### Task directions
Look for "TypeScript" in the listing below. Gather each line that contains it.

### Entries
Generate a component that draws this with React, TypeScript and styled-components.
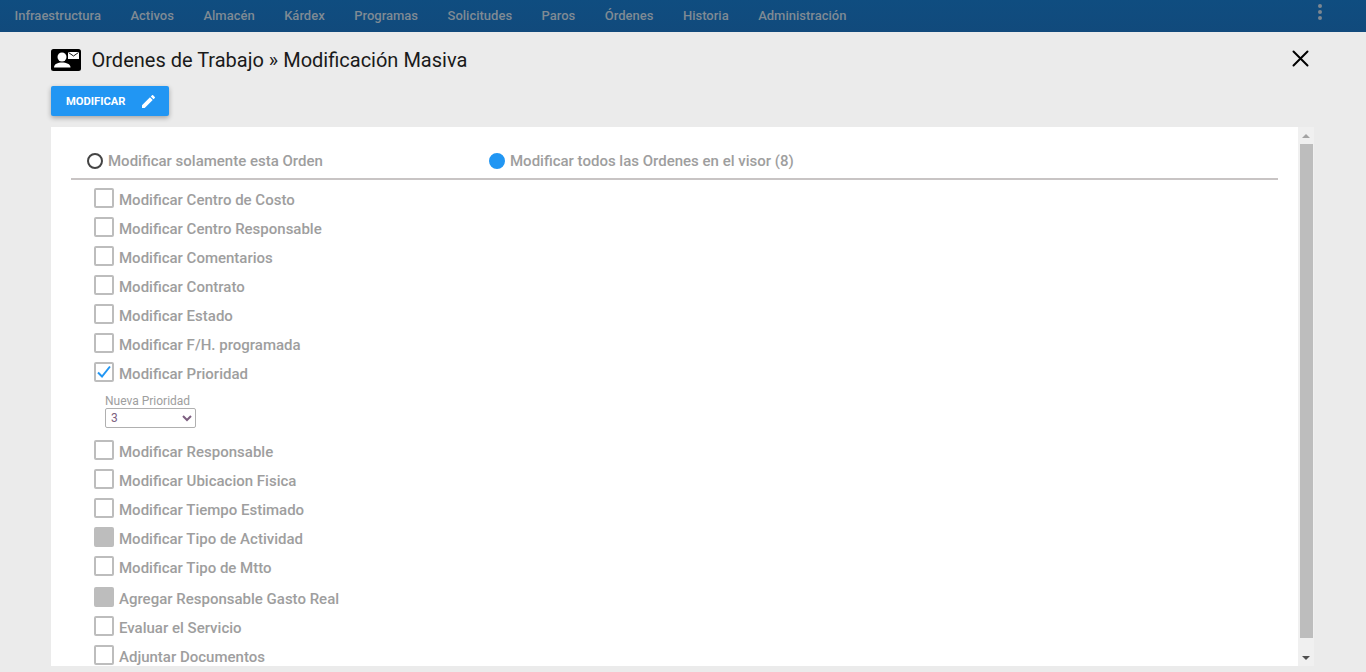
import styled, { createGlobalStyle } from "styled-components";

const GlobalStyle = createGlobalStyle`
  html, body {
    margin: 0;
    height: 100%;
    overflow: hidden;
    background: #ebebeb;
    font-family: Roboto, "Liberation Sans", sans-serif;
  }
`;

const Page = styled.div`
  height: 672px;
  display: flex;
  flex-direction: column;
`;

const TopBar = styled.nav`
  height: 32px;
  flex: none;
  display: flex;
  align-items: center;
  justify-content: space-between;
  padding: 0 44px 2px 14.5px;
  box-sizing: border-box;
  background: linear-gradient(#0f4d80, #114a7c);
`;

const Menu = styled.div`
  display: flex;
  gap: 29.5px;
`;

const MenuItem = styled.a`
  color: #7f8a94;
  font-size: 13px;
  font-weight: 500;
`;

const Kebab = styled.div`
  display: flex;
  flex-direction: column;
  gap: 2px;
  margin-bottom: 6px;
`;

const Dot = styled.span`
  width: 4px;
  height: 4px;
  border-radius: 50%;
  background: #7c8791;
`;

const Main = styled.main`
  flex: 1;
  min-height: 0;
  display: flex;
  flex-direction: column;
  padding: 16px 52px 6px 51px;
`;

const Header = styled.header`
  height: 24px;
  display: flex;
  align-items: center;
  justify-content: space-between;
`;

const TitleGroup = styled.div`
  display: flex;
  align-items: center;
  gap: 10.5px;
`;

const Title = styled.h1`
  margin: 0;
  color: #1a1a1a;
  font-size: 20px;
  font-weight: 400;
`;

const CloseButton = styled.button`
  display: flex;
  margin: 0 5px 4px 0;
  padding: 0;
  border: 0;
  background: none;
`;

const ModifyButton = styled.button`
  width: 118px;
  height: 30px;
  margin: 14px 0 11px;
  display: flex;
  align-items: center;
  gap: 17px;
  padding: 0 0 0 15px;
  border: 0;
  border-radius: 2px;
  background: #2196f3;
  color: #fff;
  font-family: inherit;
  font-size: 11.2px;
  font-weight: 700;
  box-shadow: 0 2px 5px rgba(0, 0, 0, 0.3);
`;

const Panel = styled.section`
  flex: 1;
  min-height: 0;
  display: flex;
  background: #fff;
`;

const PanelBody = styled.div`
  flex: 1;
  min-width: 0;
  overflow: hidden;
  padding: 0 20px;
`;

const RadioRow = styled.div`
  height: 53px;
  display: flex;
  align-items: center;
  padding: 16px 0 0 16px;
  border-bottom: 2px solid #c8c4c4;
  box-sizing: border-box;
`;

const RadioOption = styled.label<{ $wide?: boolean }>`
  display: flex;
  align-items: center;
  gap: 5px;
  width: ${(p) => (p.$wide ? "auto" : "402px")};
  color: #9e9e9e;
  font-size: 15px;
  font-weight: 500;
`;

const RadioMark = styled.span<{ $on?: boolean }>`
  width: 16px;
  height: 16px;
  border-radius: 50%;
  box-sizing: border-box;
  background: ${(p) => (p.$on ? "#2196f3" : "#fff")};
  border: 2px solid ${(p) => (p.$on ? "#2196f3" : "#444")};
`;

const CheckList = styled.div`
  display: flex;
  flex-direction: column;
  padding: 4px 0 0 23px;
`;

const CheckRow = styled.label<{ $shift?: boolean }>`
  height: 29px;
  flex: none;
  display: flex;
  align-items: center;
  gap: 5px;
  margin-top: ${(p) => (p.$shift ? "2px" : "0")};
  color: #9e9e9e;
  font-size: 15px;
  font-weight: 500;
`;

const Box = styled.span<{ $disabled?: boolean }>`
  width: 20px;
  height: 20px;
  flex: none;
  display: flex;
  align-items: center;
  justify-content: center;
  margin-top: -2px;
  box-sizing: border-box;
  border: 2px solid #bdbdbd;
  border-radius: 2px;
  background: ${(p) => (p.$disabled ? "#bdbdbd" : "#fff")};
`;

const CheckLabel = styled.span`
  line-height: 17px;
  margin-top: 4px;
`;

const PriorityField = styled.div`
  height: 49px;
  flex: none;
  display: flex;
  flex-direction: column;
  align-items: flex-start;
  padding: 8px 0 0 11px;
  box-sizing: border-box;
`;

const FieldLabel = styled.span`
  color: #9e9e9e;
  font-size: 12px;
  line-height: 13px;
`;

const PrioritySelect = styled.select`
  width: 91px;
  height: 20px;
  padding: 0 0 0 1px;
  border: 1px solid #b0b0b0;
  border-radius: 2px;
  background: #fff;
  color: #7d5f80;
  font-family: inherit;
  font-size: 12px;
`;

const ScrollBar = styled.div`
  width: 16px;
  flex: none;
  display: flex;
  flex-direction: column;
  background: #f0f0f0;
`;

const ScrollArrow = styled.span<{ $down?: boolean }>`
  height: 17px;
  flex: none;
  display: flex;
  align-items: center;
  justify-content: center;
  &::before {
    content: "";
    border-left: 4px solid transparent;
    border-right: 4px solid transparent;
    ${(p) =>
      p.$down
        ? "border-top: 4px solid #505050;"
        : "border-bottom: 4px solid #a3a3a3;"}
  }
`;

const ScrollTrack = styled.div`
  flex: 1;
  padding: 0 1px 11px 2px;
  display: flex;
`;

const ScrollThumb = styled.div`
  flex: 1;
  background: #bdbdbd;
`;

const menu = [
  "Infraestructura",
  "Activos",
  "Almacén",
  "Kárdex",
  "Programas",
  "Solicitudes",
  "Paros",
  "Órdenes",
  "Historia",
  "Administración",
];

const checksBefore = [
  "Modificar Centro de Costo",
  "Modificar Centro Responsable",
  "Modificar Comentarios",
  "Modificar Contrato",
  "Modificar Estado",
  "Modificar F/H. programada",
];

const IdCardIcon = () => (
  <svg width="30" height="22" viewBox="0 0 30 22">
    <rect width="30" height="22" rx="2.5" fill="#000" />
    <circle cx="11" cy="8" r="4.5" fill="#fff" />
    <path d="M3 18.5c0-3.6 3.8-5 8-5s8.500 1.400 8.500 5z" fill="#fff" />
    <rect x="17" y="3" width="11" height="7" fill="#fff" />
    <path d="M17.500 3.500l5 3.500 5-3.500" fill="none" stroke="#000" strokeWidth="0.9" />
  </svg>
);

const CloseIcon = () => (
  <svg width="17" height="17" viewBox="0 0 17 17">
    <path d="M1.500 1.500l14 14M15.500 1.500l-14 14" stroke="#000" strokeWidth="2" strokeLinecap="round" />
  </svg>
);

const PencilIcon = () => (
  <svg width="13" height="13" viewBox="3 3 18 18">
    <path
      fill="#fff"
      d="M3 17.250V21h3.750L17.810 9.940l-3.750-3.750L3 17.250zM20.710 7.040a1 1 0 0 0 0-1.410l-2.340-2.340a1 1 0 0 0-1.410 0l-1.830 1.830 3.750 3.750 1.830-1.830z"
    />
  </svg>
);

const CheckIcon = () => (
  <svg width="16" height="16" viewBox="0 0 16 16">
    <path d="M2 8.500l4 4 8-10" fill="none" stroke="#2196f3" strokeWidth="2" />
  </svg>
);

const Check = ({
  label,
  checked,
  disabled,
  shift,
}: {
  label: string;
  checked?: boolean;
  disabled?: boolean;
  shift?: boolean;
}) => (
  <CheckRow $shift={shift}>
    <Box $disabled={disabled}>{checked && <CheckIcon />}</Box>
    <CheckLabel>{label}</CheckLabel>
  </CheckRow>
);

const App = () => {
  return (
    <Page>
      <GlobalStyle />
      <TopBar>
        <Menu>
          {menu.map((item) => (
            <MenuItem key={item}>{item}</MenuItem>
          ))}
        </Menu>
        <Kebab>
          <Dot />
          <Dot />
          <Dot />
        </Kebab>
      </TopBar>
      <Main>
        <Header>
          <TitleGroup>
            <IdCardIcon />
            <Title>Ordenes de Trabajo » Modificación Masiva</Title>
          </TitleGroup>
          <CloseButton>
            <CloseIcon />
          </CloseButton>
        </Header>
        <ModifyButton>
          MODIFICAR
          <PencilIcon />
        </ModifyButton>
        <Panel>
          <PanelBody>
            <RadioRow>
              <RadioOption>
                <RadioMark />
                Modificar solamente esta Orden
              </RadioOption>
              <RadioOption $wide>
                <RadioMark $on />
                Modificar todos las Ordenes en el visor (8)
              </RadioOption>
            </RadioRow>
            <CheckList>
              {checksBefore.map((label) => (
                <Check key={label} label={label} />
              ))}
              <Check label="Modificar Prioridad" checked />
              <PriorityField>
                <FieldLabel>Nueva Prioridad</FieldLabel>
                <PrioritySelect defaultValue="3">
                  <option>1</option>
                  <option>2</option>
                  <option>3</option>
                </PrioritySelect>
              </PriorityField>
              <Check label="Modificar Responsable" />
              <Check label="Modificar Ubicacion Fisica" />
              <Check label="Modificar Tiempo Estimado" />
              <Check label="Modificar Tipo de Actividad" disabled />
              <Check label="Modificar Tipo de Mtto" />
              <Check label="Agregar Responsable Gasto Real" disabled shift />
              <Check label="Evaluar el Servicio" />
              <Check label="Adjuntar Documentos" />
            </CheckList>
          </PanelBody>
          <ScrollBar>
            <ScrollArrow />
            <ScrollTrack>
              <ScrollThumb />
            </ScrollTrack>
            <ScrollArrow $down />
          </ScrollBar>
        </Panel>
      </Main>
    </Page>
  );
};

export default App;
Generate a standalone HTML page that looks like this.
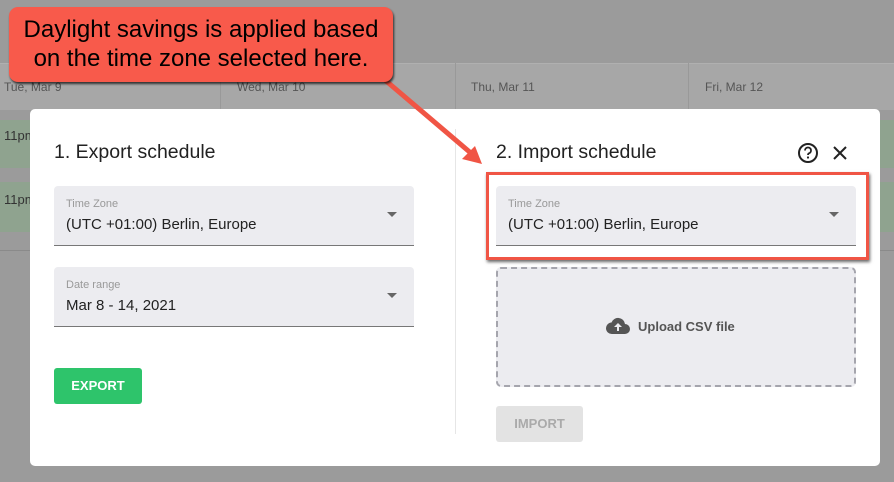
<!DOCTYPE html><html><head><style>
body{margin:0;width:894px;height:482px;position:relative;overflow:hidden;background:#9b9b9b;font-family:"Liberation Sans",sans-serif}
.a{position:absolute}
.hdr{top:63px;left:0;width:894px;height:46px;background:#a7a7a7;border-top:1px solid #b0b0b0}
.col{top:63px;width:1px;height:46px;background:#999}
.day{top:80px;font-size:12px;color:#555}
.ev{background:#8fa38f;left:0;width:30px;color:#333;font-size:13px}
.modal{left:30px;top:109px;width:850px;height:357px;background:#fff;border-radius:5px}
h2{position:absolute;margin:0;font-weight:normal;font-size:19.5px;color:#222}
.f{position:absolute;background:#ececf0;border-radius:4px 4px 0 0;border-bottom:1px solid #777;height:59px}
.f .l{position:absolute;left:12px;top:12px;font-size:11px;color:#999}
.f .v{position:absolute;left:12px;top:30px;font-size:15px;color:#222}
.f .c{position:absolute;right:17px;top:26px;width:0;height:0;border-left:5px solid transparent;border-right:5px solid transparent;border-top:5px solid #666}
.btn{position:absolute;border-radius:3px;font-size:13px;font-weight:bold;text-align:center;line-height:36px;height:36px}
</style></head><body>
<div class="a hdr"></div>
<div class="a col" style="left:220px"></div><div class="a col" style="left:455px"></div><div class="a col" style="left:688px"></div>
<div class="a day" style="left:4px">Tue, Mar 9</div>
<div class="a day" style="left:237px">Wed, Mar 10</div>
<div class="a day" style="left:471px">Thu, Mar 11</div>
<div class="a day" style="left:705px">Fri, Mar 12</div>
<div class="a ev" style="top:120px;height:48px"><span style="position:absolute;left:4px;top:8px">11pm</span></div>
<div class="a ev" style="top:182px;height:50px"><span style="position:absolute;left:4px;top:10px">11pm</span></div>
<div class="a" style="left:0;top:250px;width:894px;height:1px;background:#8a8a8a"></div>
<div class="a" style="left:880px;top:120px;width:14px;height:48px;background:#8fa38f"></div>
<div class="a" style="left:880px;top:182px;width:14px;height:50px;background:#8fa38f"></div>
<div class="a modal">
<h2 style="left:24px;top:32px">1. Export schedule</h2>
<div class="f" style="left:24px;top:77px;width:360px"><div class="l">Time Zone</div><div class="v">(UTC +01:00) Berlin, Europe</div><div class="c"></div></div>
<div class="f" style="left:24px;top:158px;width:360px"><div class="l">Date range</div><div class="v">Mar 8 - 14, 2021</div><div class="c"></div></div>
<div class="btn" style="left:24px;top:259px;width:88px;background:#2ec46b;color:#fff">EXPORT</div>
<div class="a" style="left:425px;top:20px;width:1px;height:305px;background:#e6e6e6"></div>
<h2 style="left:466px;top:32px">2. Import schedule</h2>
<svg class="a" style="left:767px;top:33px" width="22" height="22" viewBox="0 0 22 22"><circle cx="11" cy="11" r="9" fill="none" stroke="#222" stroke-width="2"/><path d="M8 8.5a3 3 0 1 1 4 2.8c-.8.4-1 .9-1 1.7" fill="none" stroke="#222" stroke-width="1.8"/><circle cx="11" cy="15.5" r="1.1" fill="#222"/></svg>
<svg class="a" style="left:802px;top:36px" width="16" height="16"><path d="M2 2L14 14M14 2L2 14" stroke="#222" stroke-width="2"/></svg>
<div class="f" style="left:466px;top:77px;width:360px"><div class="l">Time Zone</div><div class="v">(UTC +01:00) Berlin, Europe</div><div class="c"></div></div>
<div class="a" style="left:466px;top:158px;width:356px;height:116px;background:#ececf0;border:2px dashed #a5a5ad;border-radius:5px"></div>
<svg class="a" style="left:576px;top:208px" width="24" height="18" viewBox="0 0 24 18"><path d="M19 7A7 7 0 0 0 5.5 5.5 5.5 5.5 0 0 0 6 17h13a5 5 0 0 0 0-10z" fill="#555"/><path d="M12 6l-4 4h3v4h2v-4h3z" fill="#ececf0"/></svg>
<div class="a" style="left:608px;top:210px;font-size:13px;font-weight:bold;color:#555">Upload CSV file</div>
<div class="btn" style="left:466px;top:297px;width:87px;background:#e3e3e3;color:#aaa">IMPORT</div>
</div>
<div class="a" style="left:486px;top:172px;width:377px;height:82px;border:3px solid #f05545;box-shadow:1px 2px 3px rgba(0,0,0,.6)"></div>
<svg class="a" style="left:0;top:0" width="894" height="482"><line x1="385" y1="80" x2="472" y2="154" stroke="#f05545" stroke-width="5"/><polygon points="482,164 462,159 475,146" fill="#f05545"/></svg>
<div class="a" style="left:9px;top:7px;width:384px;height:75px;background:#f85a4b;border-radius:9px;box-shadow:1px 2px 2px rgba(0,0,0,.7);text-align:center;font-size:24px;line-height:29px;color:#000;padding-top:8px;box-sizing:border-box;white-space:nowrap">Daylight savings is applied based<br>on the time zone selected here.</div>
</body></html>
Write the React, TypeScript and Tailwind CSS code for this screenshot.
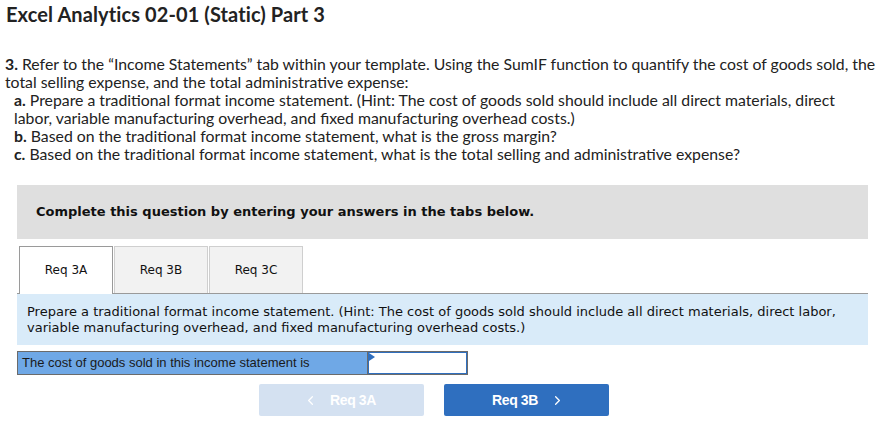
import { ChevronLeft, ChevronRight } from "lucide-react";

export default function App() {
  return (
    <div className="h-[442px] w-[884px] bg-white text-[#222]">
      {/* page title */}
      <h1 className="px-[6px] pt-[2px] font-['Lato',sans-serif] text-[20px] font-bold leading-[24px] tracking-[0.1px] text-[#222]">
        Excel Analytics 02-01 (Static) Part 3
      </h1>

      {/* question text */}
      <div className="mt-[29px] px-[5px] font-['Lato',sans-serif] text-[15.8px] leading-[18px] text-[#222]">
        <p>
          <b>3.</b> Refer to the “Income Statements” tab within your template. Using the SumIF
          function to quantify the cost of goods sold, the total selling expense, and the total
          administrative expense:
        </p>
        <div className="pl-[9px]">
          <p>
            <b>a.</b> Prepare a traditional format income statement. (Hint: The cost of goods
            sold should include all direct materials, direct
            <br />
            labor, variable manufacturing overhead, and fixed manufacturing overhead costs.)
          </p>
          <p>
            <b>b.</b> Based on the traditional format income statement, what is the gross margin?
          </p>
          <p>
            <b>c.</b> Based on the traditional format income statement, what is the total selling
            and administrative expense?
          </p>
        </div>
      </div>

      {/* instructions banner */}
      <div className="mx-[17px] mt-[22px] flex h-[54px] w-[851px] items-center bg-[#dfdfdf] px-[19px] font-['DejaVu_Sans',Verdana,sans-serif] text-[13px] font-bold text-[#111]">
        Complete this question by entering your answers in the tabs below.
      </div>

      {/* tabs */}
      <div className="mx-[17px] mt-[7px] w-[851px] font-['DejaVu_Sans',Verdana,sans-serif] text-[12px] text-[#111]">
        <div className="flex items-end pl-[2px]">
          <div className="relative z-10 -mb-px flex h-[48px] w-[94px] items-center justify-center border border-b-0 border-[#9a9a9a] bg-white pb-[2px]">
            Req 3A
          </div>
          <div className="ml-[1px] flex h-[47px] w-[94px] items-center justify-center border border-b-0 border-[#cfcfcf] bg-[#f2f2f2]">
            Req 3B
          </div>
          <div className="ml-[1px] flex h-[47px] w-[94px] items-center justify-center border border-b-0 border-[#cfcfcf] bg-[#f2f2f2]">
            Req 3C
          </div>
        </div>
        <div className="border-t border-[#9a9a9a] bg-[#d9ebf9] px-[10px] pb-[9px] pt-[10px] text-[13px] leading-[16px] text-[#111]">
          Prepare a traditional format income statement. (Hint: The cost of goods sold should
          include all direct materials, direct labor,
          <br />
          variable manufacturing overhead, and fixed manufacturing overhead costs.)
        </div>
      </div>

      {/* answer row */}
      <div className="mx-[17px] mt-[6px] flex h-[24px] w-[451px] border border-[#6b6b6b] font-['Liberation_Sans',Arial,sans-serif] text-[13px] text-[#1a1a1a]">
        <div className="flex w-[350px] items-center border-r border-[#6b6b6b] bg-[#6fa8e6] pl-[4px]">
          The cost of goods sold in this income statement is
        </div>
        <div className="relative flex-1 border border-[#2f6fbf] bg-white">
          <svg className="absolute left-0 top-0" width="6" height="8" viewBox="0 0 6 8">
            <path d="M0 0 L6 4 L0 8 Z" fill="#2f6fbf" />
          </svg>
        </div>
      </div>

      {/* navigation buttons */}
      <div className="mt-[9px] flex gap-[20px] pl-[259px] font-['Liberation_Sans',Arial,sans-serif] text-[14px] font-bold tracking-[-0.4px] text-white">
        <div className="flex h-[32px] w-[165px] items-center justify-center gap-[12px] rounded-[2px] bg-[#d4e1f1] pr-[4px]">
          <ChevronLeft className="h-[15px] w-[15px]" strokeWidth={2} />
          <span>Req 3A</span>
        </div>
        <div className="flex h-[32px] w-[165px] items-center justify-center gap-[12px] rounded-[2px] bg-[#2f6fbf] pl-[4px]">
          <span>Req 3B</span>
          <ChevronRight className="h-[15px] w-[15px]" strokeWidth={2} />
        </div>
      </div>
    </div>
  );
}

### Final result
Generate a component that draws this with React, TypeScript and styled-components.
Write the React, TypeScript and Tailwind CSS code for this screenshot.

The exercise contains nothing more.